**Collected material:**

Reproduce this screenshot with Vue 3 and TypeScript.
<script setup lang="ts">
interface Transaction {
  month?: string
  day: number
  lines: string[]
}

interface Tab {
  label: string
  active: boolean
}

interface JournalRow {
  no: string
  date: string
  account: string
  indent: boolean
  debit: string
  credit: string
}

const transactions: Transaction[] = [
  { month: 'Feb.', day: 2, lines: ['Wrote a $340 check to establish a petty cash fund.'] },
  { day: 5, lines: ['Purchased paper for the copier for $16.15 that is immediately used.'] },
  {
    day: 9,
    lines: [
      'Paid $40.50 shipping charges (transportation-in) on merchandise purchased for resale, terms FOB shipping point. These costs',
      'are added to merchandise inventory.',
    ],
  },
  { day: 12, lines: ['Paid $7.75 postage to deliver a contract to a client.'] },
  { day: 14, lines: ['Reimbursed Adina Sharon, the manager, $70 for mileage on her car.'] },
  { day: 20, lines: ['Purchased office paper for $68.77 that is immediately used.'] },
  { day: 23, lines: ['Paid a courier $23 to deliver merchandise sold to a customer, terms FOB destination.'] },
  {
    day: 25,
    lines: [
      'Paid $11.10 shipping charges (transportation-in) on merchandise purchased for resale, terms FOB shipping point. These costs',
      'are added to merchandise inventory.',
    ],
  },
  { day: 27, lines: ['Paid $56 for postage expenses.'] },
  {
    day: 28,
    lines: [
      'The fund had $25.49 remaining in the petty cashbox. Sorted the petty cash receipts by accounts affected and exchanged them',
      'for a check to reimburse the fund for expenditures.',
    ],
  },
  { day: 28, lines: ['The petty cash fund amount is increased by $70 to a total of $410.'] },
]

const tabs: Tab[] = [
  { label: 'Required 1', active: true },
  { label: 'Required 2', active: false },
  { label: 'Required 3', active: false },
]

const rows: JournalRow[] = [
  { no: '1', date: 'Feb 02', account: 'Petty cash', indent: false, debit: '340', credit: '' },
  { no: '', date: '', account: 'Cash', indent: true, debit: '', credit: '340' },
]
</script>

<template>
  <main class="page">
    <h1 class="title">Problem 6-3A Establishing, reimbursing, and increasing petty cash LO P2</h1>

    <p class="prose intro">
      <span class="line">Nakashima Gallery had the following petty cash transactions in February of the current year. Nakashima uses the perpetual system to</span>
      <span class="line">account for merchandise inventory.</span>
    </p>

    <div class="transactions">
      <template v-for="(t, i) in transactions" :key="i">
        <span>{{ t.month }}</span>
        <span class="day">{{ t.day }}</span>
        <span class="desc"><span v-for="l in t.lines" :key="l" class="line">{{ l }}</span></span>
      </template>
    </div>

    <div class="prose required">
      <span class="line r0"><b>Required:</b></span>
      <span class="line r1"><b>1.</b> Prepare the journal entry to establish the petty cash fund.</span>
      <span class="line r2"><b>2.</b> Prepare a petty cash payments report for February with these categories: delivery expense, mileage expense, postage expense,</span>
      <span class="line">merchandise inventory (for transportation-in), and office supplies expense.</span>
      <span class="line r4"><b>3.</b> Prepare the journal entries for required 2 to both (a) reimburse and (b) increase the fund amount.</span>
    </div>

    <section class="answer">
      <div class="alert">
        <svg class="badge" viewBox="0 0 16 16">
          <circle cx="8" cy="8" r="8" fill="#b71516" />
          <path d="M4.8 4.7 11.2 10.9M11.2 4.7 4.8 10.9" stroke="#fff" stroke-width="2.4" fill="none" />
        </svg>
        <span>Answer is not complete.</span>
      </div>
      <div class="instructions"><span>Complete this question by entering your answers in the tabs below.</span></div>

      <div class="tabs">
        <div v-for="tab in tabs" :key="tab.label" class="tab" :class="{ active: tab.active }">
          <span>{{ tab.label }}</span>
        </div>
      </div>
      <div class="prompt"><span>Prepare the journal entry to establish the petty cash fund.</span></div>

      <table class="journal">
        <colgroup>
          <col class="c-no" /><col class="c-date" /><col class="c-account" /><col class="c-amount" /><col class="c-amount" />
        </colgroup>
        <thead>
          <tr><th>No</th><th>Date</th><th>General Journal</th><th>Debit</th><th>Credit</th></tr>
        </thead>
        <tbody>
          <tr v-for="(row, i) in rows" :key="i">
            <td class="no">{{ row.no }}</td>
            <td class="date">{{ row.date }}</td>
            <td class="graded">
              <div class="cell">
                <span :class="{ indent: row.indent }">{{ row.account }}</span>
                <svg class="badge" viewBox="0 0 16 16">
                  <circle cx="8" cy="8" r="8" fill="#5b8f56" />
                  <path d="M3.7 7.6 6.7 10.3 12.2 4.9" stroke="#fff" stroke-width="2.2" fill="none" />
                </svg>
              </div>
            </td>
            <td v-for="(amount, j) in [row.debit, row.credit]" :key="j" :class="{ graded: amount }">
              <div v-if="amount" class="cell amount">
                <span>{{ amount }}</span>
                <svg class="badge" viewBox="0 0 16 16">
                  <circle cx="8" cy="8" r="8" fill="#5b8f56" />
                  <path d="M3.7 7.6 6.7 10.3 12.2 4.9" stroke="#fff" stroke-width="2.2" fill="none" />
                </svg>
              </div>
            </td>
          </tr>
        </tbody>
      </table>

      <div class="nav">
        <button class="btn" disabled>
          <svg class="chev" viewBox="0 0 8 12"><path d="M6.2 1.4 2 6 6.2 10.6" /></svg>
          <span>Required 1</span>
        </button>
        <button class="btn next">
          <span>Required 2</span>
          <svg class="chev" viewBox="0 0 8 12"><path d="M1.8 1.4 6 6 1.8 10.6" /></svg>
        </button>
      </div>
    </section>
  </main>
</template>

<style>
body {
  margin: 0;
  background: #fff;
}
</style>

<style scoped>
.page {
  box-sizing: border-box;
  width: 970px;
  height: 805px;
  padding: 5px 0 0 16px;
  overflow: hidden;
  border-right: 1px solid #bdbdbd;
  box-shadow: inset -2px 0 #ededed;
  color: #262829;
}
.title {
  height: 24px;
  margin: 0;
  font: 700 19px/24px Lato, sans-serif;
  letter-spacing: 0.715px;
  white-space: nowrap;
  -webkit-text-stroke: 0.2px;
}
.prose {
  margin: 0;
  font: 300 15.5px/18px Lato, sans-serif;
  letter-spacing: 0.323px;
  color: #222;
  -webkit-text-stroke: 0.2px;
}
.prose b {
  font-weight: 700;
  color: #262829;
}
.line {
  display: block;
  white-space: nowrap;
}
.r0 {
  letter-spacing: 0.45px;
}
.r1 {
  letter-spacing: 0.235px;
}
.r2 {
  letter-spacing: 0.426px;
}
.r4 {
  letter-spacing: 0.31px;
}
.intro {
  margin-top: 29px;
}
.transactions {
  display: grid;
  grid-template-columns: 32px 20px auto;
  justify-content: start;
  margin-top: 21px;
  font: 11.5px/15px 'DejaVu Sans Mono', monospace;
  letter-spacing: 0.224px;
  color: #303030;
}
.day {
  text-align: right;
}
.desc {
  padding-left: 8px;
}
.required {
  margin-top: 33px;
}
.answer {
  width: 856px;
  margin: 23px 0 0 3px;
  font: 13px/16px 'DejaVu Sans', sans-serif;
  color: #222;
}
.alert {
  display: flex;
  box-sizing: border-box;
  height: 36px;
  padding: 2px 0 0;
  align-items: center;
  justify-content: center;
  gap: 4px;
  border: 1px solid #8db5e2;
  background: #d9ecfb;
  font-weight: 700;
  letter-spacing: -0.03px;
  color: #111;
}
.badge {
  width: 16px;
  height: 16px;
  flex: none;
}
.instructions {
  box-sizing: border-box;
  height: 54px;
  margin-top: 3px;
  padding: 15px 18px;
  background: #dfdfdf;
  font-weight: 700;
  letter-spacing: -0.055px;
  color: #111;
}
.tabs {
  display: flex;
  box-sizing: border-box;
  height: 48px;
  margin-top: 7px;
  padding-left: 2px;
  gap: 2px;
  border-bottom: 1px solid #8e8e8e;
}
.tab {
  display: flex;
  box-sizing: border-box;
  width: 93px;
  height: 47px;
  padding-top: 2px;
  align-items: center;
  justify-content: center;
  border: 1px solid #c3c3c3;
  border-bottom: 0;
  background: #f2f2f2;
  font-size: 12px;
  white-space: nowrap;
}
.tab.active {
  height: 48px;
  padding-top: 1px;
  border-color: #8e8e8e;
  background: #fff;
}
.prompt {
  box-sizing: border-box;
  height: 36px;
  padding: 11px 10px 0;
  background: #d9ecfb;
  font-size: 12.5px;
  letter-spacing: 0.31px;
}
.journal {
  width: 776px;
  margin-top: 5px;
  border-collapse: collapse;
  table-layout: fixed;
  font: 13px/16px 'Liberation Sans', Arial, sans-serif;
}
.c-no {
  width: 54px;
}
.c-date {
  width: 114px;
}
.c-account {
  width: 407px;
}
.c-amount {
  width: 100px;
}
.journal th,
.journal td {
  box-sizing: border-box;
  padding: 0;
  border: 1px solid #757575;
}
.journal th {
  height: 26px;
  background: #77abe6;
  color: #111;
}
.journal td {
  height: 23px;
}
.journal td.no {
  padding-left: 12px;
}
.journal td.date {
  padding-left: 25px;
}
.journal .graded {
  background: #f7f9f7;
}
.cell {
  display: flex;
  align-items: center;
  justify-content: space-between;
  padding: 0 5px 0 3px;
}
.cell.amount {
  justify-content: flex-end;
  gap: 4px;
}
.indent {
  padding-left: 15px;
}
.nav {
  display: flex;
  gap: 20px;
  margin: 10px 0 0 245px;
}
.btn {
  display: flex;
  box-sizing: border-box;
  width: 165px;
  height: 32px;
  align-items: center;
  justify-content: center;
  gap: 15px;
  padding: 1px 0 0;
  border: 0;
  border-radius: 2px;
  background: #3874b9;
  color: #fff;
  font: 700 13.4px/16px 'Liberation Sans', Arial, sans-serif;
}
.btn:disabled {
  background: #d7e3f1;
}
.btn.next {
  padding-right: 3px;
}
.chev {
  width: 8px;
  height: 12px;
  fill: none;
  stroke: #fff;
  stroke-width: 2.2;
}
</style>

**What the task requires:** From the data above, gather every line that includes the word "this".

**Problem solution:**
Reproduce this screenshot with Vue 3 and TypeScript.
      <div class="instructions"><span>Complete this question by entering your answers in the tabs below.</span></div>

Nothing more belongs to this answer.